● Extracted information

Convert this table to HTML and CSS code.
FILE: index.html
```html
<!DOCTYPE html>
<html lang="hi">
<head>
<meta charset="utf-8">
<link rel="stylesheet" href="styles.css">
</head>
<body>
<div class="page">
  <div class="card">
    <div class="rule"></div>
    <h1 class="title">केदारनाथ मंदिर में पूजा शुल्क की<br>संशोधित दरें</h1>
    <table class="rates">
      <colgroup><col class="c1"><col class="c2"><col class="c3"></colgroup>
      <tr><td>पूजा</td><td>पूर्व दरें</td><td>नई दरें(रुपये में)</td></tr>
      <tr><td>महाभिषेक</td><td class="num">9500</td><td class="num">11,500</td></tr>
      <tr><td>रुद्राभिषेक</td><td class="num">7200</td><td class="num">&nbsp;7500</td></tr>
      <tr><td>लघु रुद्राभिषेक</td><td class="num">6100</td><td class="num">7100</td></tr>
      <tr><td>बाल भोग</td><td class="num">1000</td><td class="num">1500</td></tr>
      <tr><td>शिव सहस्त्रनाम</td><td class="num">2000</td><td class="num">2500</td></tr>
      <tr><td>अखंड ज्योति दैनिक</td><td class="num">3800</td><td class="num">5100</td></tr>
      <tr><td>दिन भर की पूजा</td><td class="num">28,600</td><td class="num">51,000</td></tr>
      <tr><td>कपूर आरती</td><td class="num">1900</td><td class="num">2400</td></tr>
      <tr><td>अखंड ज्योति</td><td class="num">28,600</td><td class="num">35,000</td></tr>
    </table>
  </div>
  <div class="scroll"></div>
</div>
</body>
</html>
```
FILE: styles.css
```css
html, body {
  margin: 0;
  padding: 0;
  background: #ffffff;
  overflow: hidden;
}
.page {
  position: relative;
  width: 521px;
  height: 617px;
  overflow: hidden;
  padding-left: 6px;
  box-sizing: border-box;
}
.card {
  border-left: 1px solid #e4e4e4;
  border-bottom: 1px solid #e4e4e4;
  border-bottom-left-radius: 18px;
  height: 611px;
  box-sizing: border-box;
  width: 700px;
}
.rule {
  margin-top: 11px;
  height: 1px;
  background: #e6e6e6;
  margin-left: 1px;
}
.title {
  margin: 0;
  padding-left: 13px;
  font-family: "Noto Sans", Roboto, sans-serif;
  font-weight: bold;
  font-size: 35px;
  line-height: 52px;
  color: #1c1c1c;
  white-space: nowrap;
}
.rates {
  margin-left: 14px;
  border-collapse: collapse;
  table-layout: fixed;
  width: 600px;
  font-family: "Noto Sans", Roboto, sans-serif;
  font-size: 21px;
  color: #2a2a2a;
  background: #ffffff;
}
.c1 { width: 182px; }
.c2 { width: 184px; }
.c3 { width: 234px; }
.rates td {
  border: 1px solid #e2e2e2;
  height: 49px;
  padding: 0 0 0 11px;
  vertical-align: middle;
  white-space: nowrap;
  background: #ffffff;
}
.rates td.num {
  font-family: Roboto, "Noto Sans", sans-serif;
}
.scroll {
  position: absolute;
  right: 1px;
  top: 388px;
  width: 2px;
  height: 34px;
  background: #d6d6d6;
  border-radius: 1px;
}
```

...

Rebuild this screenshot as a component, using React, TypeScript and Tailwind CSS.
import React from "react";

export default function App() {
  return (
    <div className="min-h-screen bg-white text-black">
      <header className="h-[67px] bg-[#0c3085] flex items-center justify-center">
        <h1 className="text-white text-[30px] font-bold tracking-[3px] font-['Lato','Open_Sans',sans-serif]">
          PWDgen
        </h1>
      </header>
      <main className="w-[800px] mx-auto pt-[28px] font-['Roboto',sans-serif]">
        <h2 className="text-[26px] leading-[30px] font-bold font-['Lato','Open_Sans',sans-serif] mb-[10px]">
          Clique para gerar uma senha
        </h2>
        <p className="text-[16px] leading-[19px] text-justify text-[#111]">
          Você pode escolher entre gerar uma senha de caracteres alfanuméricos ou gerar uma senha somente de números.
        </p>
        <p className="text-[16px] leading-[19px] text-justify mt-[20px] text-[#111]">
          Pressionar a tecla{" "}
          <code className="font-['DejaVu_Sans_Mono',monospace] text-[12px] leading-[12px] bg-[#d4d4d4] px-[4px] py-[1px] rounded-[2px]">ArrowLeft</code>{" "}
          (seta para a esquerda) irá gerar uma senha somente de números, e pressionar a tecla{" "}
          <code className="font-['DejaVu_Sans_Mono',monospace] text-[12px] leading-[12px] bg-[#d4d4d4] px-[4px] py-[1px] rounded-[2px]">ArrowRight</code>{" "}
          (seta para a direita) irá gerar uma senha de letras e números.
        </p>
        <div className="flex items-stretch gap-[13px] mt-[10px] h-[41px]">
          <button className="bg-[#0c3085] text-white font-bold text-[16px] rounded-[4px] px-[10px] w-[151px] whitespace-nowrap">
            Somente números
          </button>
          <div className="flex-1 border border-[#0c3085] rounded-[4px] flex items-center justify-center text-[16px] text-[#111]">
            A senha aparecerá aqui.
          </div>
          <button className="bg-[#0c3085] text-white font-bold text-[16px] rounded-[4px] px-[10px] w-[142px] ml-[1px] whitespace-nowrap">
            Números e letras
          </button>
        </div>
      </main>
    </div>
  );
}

---

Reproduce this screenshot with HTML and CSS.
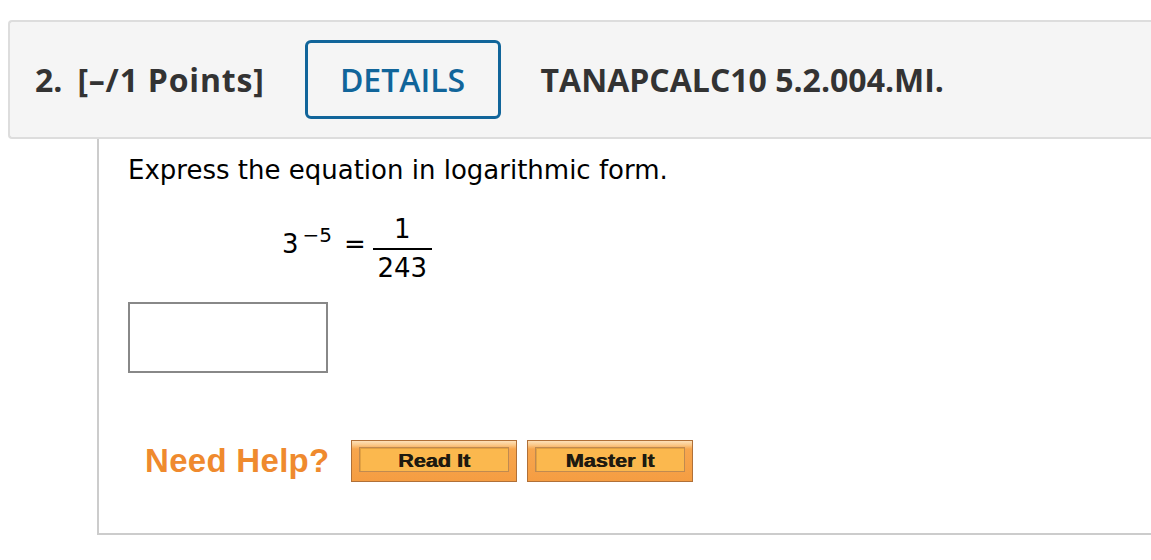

● Written request
Transcribe precisely the lines between the one that contains "Rebuild this screenshot" and the one that contains "import React from", counting those two lines as part of the range.

● Response for this exercise
Rebuild this screenshot as a component, using React, TypeScript and Tailwind CSS.
import React from "react";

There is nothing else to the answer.